The material below should be written out in full and exactly; pictures stay out of the copy.

◇ ◇ ◇ ◇ ◇

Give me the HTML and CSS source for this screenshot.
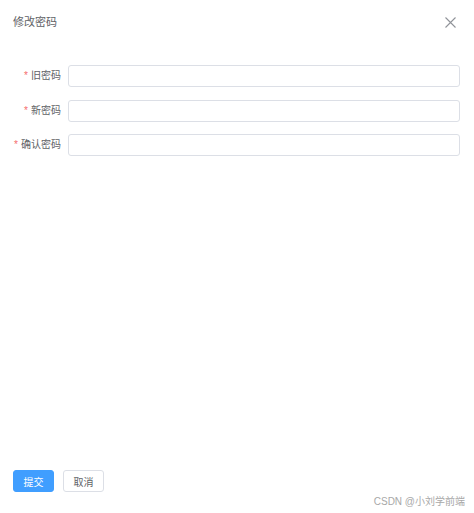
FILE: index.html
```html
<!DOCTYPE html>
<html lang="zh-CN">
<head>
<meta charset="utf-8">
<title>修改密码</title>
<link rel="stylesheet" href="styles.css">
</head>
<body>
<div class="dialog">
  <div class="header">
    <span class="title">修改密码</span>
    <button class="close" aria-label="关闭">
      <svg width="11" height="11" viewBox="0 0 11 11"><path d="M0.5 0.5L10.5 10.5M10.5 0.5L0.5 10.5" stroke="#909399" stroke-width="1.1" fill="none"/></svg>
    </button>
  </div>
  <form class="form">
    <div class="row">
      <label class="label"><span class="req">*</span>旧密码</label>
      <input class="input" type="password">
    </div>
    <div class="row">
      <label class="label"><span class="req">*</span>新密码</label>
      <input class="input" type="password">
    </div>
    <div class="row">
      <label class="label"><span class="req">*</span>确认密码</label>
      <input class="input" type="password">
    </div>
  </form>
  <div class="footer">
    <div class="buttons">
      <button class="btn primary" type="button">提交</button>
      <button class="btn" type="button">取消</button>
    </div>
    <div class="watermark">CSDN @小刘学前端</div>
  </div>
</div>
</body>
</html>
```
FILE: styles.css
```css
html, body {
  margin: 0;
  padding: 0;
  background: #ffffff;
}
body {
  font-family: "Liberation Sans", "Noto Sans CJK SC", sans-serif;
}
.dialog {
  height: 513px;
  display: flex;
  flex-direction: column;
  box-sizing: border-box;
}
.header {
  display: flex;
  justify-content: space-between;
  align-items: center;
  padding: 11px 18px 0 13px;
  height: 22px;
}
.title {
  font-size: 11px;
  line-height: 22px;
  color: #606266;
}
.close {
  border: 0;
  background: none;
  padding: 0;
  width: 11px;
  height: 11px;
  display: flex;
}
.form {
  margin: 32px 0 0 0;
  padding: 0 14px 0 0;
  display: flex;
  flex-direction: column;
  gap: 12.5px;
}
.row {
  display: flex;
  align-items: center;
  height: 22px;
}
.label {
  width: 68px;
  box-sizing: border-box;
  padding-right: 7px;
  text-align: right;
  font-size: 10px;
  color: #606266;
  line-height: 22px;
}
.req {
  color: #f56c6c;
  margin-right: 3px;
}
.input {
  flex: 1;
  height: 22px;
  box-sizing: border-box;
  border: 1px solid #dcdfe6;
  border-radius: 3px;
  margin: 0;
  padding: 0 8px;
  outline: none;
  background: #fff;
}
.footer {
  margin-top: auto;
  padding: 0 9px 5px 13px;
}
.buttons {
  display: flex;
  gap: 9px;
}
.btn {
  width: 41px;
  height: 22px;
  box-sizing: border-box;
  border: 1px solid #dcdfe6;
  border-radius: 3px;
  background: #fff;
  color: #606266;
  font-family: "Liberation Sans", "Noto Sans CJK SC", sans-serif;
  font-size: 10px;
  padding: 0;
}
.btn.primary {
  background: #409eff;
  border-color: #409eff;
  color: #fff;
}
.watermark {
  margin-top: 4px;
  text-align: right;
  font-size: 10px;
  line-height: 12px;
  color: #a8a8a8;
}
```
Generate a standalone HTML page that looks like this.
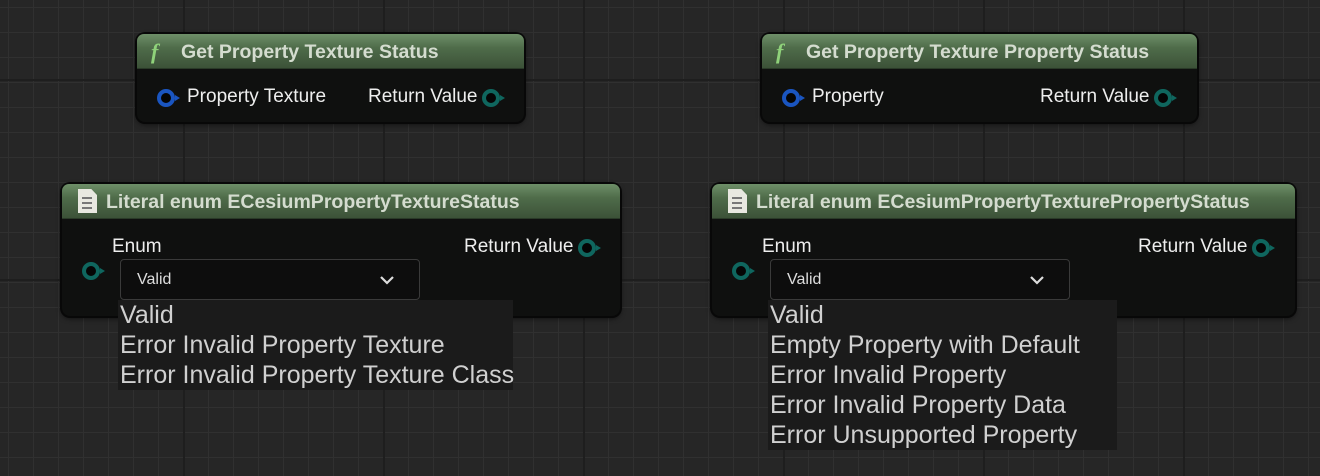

◇ ◇ ◇ ◇ ◇

**FULL RESPONSE**
Give me the HTML and CSS source for this screenshot.
FILE: index.html
```html
<!DOCTYPE html>
<html lang="zh-CN">
<head>
<meta charset="utf-8">
<title>修改密码</title>
<link rel="stylesheet" href="styles.css">
</head>
<body>
<div class="dialog">
  <div class="header">
    <span class="title">修改密码</span>
    <button class="close" aria-label="关闭">
      <svg width="11" height="11" viewBox="0 0 11 11"><path d="M0.5 0.5L10.5 10.5M10.5 0.5L0.5 10.5" stroke="#909399" stroke-width="1.1" fill="none"/></svg>
    </button>
  </div>
  <form class="form">
    <div class="row">
      <label class="label"><span class="req">*</span>旧密码</label>
      <input class="input" type="password">
    </div>
    <div class="row">
      <label class="label"><span class="req">*</span>新密码</label>
      <input class="input" type="password">
    </div>
    <div class="row">
      <label class="label"><span class="req">*</span>确认密码</label>
      <input class="input" type="password">
    </div>
  </form>
  <div class="footer">
    <div class="buttons">
      <button class="btn primary" type="button">提交</button>
      <button class="btn" type="button">取消</button>
    </div>
    <div class="watermark">CSDN @小刘学前端</div>
  </div>
</div>
</body>
</html>
```
FILE: styles.css
```css
html, body {
  margin: 0;
  padding: 0;
  background: #ffffff;
}
body {
  font-family: "Liberation Sans", "Noto Sans CJK SC", sans-serif;
}
.dialog {
  height: 513px;
  display: flex;
  flex-direction: column;
  box-sizing: border-box;
}
.header {
  display: flex;
  justify-content: space-between;
  align-items: center;
  padding: 11px 18px 0 13px;
  height: 22px;
}
.title {
  font-size: 11px;
  line-height: 22px;
  color: #606266;
}
.close {
  border: 0;
  background: none;
  padding: 0;
  width: 11px;
  height: 11px;
  display: flex;
}
.form {
  margin: 32px 0 0 0;
  padding: 0 14px 0 0;
  display: flex;
  flex-direction: column;
  gap: 12.5px;
}
.row {
  display: flex;
  align-items: center;
  height: 22px;
}
.label {
  width: 68px;
  box-sizing: border-box;
  padding-right: 7px;
  text-align: right;
  font-size: 10px;
  color: #606266;
  line-height: 22px;
}
.req {
  color: #f56c6c;
  margin-right: 3px;
}
.input {
  flex: 1;
  height: 22px;
  box-sizing: border-box;
  border: 1px solid #dcdfe6;
  border-radius: 3px;
  margin: 0;
  padding: 0 8px;
  outline: none;
  background: #fff;
}
.footer {
  margin-top: auto;
  padding: 0 9px 5px 13px;
}
.buttons {
  display: flex;
  gap: 9px;
}
.btn {
  width: 41px;
  height: 22px;
  box-sizing: border-box;
  border: 1px solid #dcdfe6;
  border-radius: 3px;
  background: #fff;
  color: #606266;
  font-family: "Liberation Sans", "Noto Sans CJK SC", sans-serif;
  font-size: 10px;
  padding: 0;
}
.btn.primary {
  background: #409eff;
  border-color: #409eff;
  color: #fff;
}
.watermark {
  margin-top: 4px;
  text-align: right;
  font-size: 10px;
  line-height: 12px;
  color: #a8a8a8;
}
```
Generate a standalone HTML page that looks like this.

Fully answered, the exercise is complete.